:: MATERIAL FOR THIS TASK ::
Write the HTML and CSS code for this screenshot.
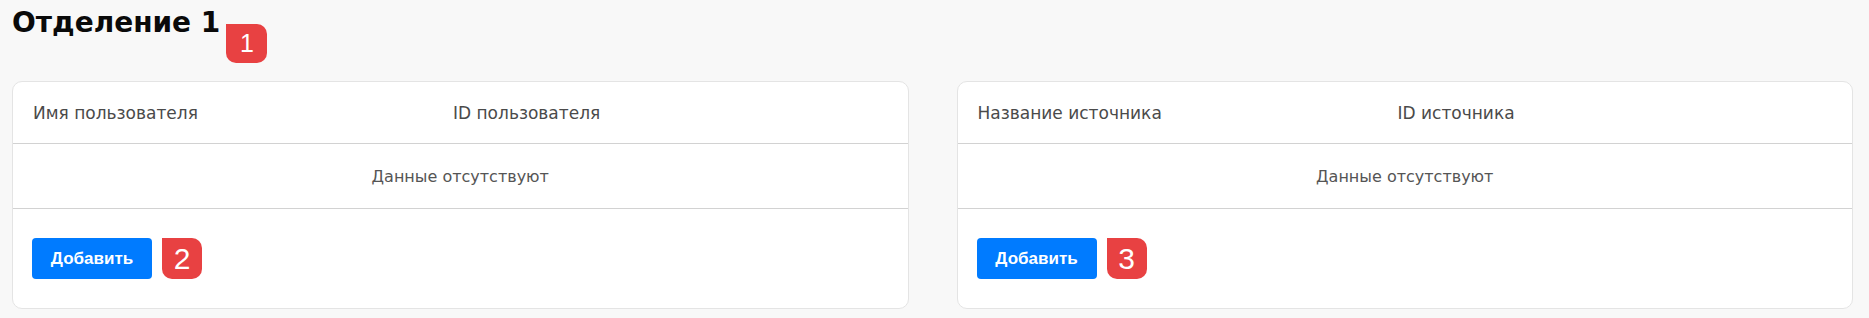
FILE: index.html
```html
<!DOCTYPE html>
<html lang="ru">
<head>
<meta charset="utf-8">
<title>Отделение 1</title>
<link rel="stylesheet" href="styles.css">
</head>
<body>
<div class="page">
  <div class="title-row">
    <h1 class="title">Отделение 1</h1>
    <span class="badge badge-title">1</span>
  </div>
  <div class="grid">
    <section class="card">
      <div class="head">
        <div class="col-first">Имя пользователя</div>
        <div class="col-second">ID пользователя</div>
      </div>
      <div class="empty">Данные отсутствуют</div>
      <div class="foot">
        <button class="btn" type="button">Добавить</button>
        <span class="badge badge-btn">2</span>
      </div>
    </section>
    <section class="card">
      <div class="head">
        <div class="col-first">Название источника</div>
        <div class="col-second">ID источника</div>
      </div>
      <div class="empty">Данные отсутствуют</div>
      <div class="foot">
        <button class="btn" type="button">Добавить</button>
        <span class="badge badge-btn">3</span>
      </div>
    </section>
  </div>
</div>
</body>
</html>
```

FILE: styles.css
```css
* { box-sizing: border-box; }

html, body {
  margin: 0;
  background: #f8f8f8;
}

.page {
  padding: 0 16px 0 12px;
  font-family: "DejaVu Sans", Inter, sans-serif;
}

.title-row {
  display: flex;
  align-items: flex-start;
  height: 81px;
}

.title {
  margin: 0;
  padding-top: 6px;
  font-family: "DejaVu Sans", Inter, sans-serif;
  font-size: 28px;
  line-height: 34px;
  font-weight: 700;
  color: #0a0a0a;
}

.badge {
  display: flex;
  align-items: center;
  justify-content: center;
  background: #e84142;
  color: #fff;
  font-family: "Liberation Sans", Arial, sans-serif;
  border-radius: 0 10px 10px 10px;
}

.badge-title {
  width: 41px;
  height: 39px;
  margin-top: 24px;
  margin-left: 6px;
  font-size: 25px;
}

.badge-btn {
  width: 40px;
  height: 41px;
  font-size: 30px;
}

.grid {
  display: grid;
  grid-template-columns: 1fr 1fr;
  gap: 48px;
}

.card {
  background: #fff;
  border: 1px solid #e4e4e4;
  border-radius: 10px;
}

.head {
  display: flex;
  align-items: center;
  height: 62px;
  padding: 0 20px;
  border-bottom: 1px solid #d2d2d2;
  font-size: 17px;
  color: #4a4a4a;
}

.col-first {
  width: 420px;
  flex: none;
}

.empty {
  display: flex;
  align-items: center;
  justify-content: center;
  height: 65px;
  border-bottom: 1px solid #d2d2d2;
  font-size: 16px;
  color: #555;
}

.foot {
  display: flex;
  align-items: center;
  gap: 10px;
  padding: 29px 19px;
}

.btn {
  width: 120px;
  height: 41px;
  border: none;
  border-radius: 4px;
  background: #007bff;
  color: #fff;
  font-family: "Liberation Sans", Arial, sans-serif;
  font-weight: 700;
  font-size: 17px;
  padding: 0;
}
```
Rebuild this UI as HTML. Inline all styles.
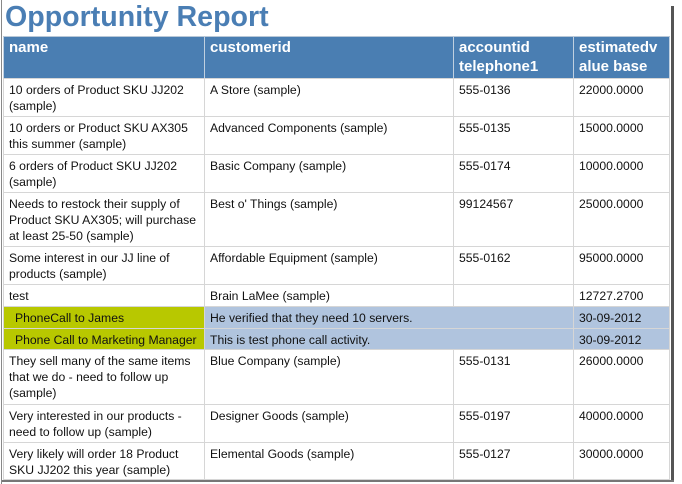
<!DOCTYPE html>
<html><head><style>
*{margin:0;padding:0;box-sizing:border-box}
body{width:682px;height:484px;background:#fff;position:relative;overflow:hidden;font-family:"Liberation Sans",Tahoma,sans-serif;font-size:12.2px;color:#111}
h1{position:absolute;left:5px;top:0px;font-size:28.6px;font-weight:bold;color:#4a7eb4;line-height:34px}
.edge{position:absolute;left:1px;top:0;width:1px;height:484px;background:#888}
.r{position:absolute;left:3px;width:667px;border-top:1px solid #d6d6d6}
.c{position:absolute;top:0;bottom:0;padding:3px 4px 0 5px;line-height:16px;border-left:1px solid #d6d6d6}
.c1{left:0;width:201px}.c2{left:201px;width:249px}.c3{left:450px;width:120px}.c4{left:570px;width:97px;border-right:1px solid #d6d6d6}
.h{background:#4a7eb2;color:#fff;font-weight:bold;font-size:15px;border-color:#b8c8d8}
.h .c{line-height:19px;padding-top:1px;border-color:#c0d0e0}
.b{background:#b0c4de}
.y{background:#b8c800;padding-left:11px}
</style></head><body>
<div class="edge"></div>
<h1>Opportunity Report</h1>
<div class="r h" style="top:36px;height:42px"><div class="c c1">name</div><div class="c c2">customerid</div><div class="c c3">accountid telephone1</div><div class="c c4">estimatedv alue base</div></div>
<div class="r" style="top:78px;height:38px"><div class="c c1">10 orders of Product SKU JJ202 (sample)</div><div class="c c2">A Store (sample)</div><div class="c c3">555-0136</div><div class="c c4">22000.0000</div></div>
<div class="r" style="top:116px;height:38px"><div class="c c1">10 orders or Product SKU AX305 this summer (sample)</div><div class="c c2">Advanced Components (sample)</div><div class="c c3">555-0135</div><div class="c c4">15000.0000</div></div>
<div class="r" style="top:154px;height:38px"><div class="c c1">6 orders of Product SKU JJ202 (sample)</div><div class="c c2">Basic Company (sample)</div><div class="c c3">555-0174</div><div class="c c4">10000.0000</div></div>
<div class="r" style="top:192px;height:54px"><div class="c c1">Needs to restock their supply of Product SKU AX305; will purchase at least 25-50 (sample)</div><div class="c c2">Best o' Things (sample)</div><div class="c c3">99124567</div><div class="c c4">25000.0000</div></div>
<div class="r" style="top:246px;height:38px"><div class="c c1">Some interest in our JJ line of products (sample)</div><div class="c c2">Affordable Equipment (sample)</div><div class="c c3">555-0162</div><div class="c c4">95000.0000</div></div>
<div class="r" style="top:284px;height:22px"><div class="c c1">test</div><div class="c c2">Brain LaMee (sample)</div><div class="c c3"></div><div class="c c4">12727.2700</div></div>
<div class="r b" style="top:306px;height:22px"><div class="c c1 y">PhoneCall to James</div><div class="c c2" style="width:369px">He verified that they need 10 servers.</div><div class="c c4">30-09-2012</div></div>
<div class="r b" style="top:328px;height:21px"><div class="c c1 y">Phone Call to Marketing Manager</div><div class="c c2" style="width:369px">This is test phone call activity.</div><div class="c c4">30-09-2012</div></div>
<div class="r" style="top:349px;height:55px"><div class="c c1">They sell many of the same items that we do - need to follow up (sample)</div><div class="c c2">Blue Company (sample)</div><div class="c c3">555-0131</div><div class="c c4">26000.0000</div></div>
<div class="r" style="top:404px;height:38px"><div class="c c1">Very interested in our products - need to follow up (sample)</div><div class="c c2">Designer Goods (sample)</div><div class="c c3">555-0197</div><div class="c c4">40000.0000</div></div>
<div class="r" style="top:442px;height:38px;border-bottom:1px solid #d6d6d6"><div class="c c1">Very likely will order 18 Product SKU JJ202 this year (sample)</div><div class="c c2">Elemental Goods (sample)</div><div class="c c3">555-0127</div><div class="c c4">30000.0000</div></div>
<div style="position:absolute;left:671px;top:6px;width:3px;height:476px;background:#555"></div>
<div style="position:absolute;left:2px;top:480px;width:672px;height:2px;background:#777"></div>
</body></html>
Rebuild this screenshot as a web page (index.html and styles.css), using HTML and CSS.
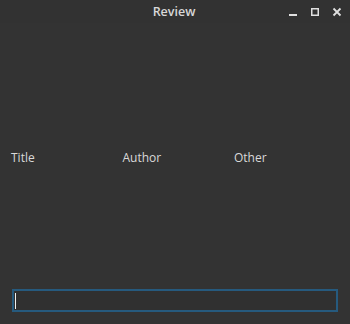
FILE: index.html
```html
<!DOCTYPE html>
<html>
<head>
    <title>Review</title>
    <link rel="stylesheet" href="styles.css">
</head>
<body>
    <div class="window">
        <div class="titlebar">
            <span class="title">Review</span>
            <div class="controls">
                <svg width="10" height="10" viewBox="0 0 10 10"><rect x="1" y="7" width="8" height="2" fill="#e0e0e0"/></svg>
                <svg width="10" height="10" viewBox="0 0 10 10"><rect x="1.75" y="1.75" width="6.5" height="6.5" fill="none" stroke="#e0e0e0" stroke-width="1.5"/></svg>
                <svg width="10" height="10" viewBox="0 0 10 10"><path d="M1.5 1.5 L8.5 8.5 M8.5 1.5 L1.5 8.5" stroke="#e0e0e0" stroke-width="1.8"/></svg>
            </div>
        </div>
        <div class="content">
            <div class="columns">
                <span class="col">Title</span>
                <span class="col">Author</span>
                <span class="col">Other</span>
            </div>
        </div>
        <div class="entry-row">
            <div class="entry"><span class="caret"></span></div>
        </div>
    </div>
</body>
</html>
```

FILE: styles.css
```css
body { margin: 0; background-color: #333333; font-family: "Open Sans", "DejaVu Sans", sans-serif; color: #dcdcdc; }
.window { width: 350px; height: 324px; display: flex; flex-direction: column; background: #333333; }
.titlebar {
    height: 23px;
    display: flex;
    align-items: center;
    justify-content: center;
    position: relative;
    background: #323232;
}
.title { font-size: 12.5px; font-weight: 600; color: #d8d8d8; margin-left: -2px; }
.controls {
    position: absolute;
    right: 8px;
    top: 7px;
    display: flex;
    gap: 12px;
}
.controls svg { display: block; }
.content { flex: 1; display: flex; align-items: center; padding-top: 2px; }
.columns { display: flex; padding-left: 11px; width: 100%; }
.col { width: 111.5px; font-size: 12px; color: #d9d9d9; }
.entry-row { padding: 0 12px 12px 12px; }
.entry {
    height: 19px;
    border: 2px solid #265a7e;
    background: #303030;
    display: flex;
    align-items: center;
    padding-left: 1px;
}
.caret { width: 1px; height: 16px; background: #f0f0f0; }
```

:: WHAT IS ASKED ::
Determine how many lines of the listing above hold the word "Rebuild". Report that number without anything else.

:: WORKED ANSWER ::
2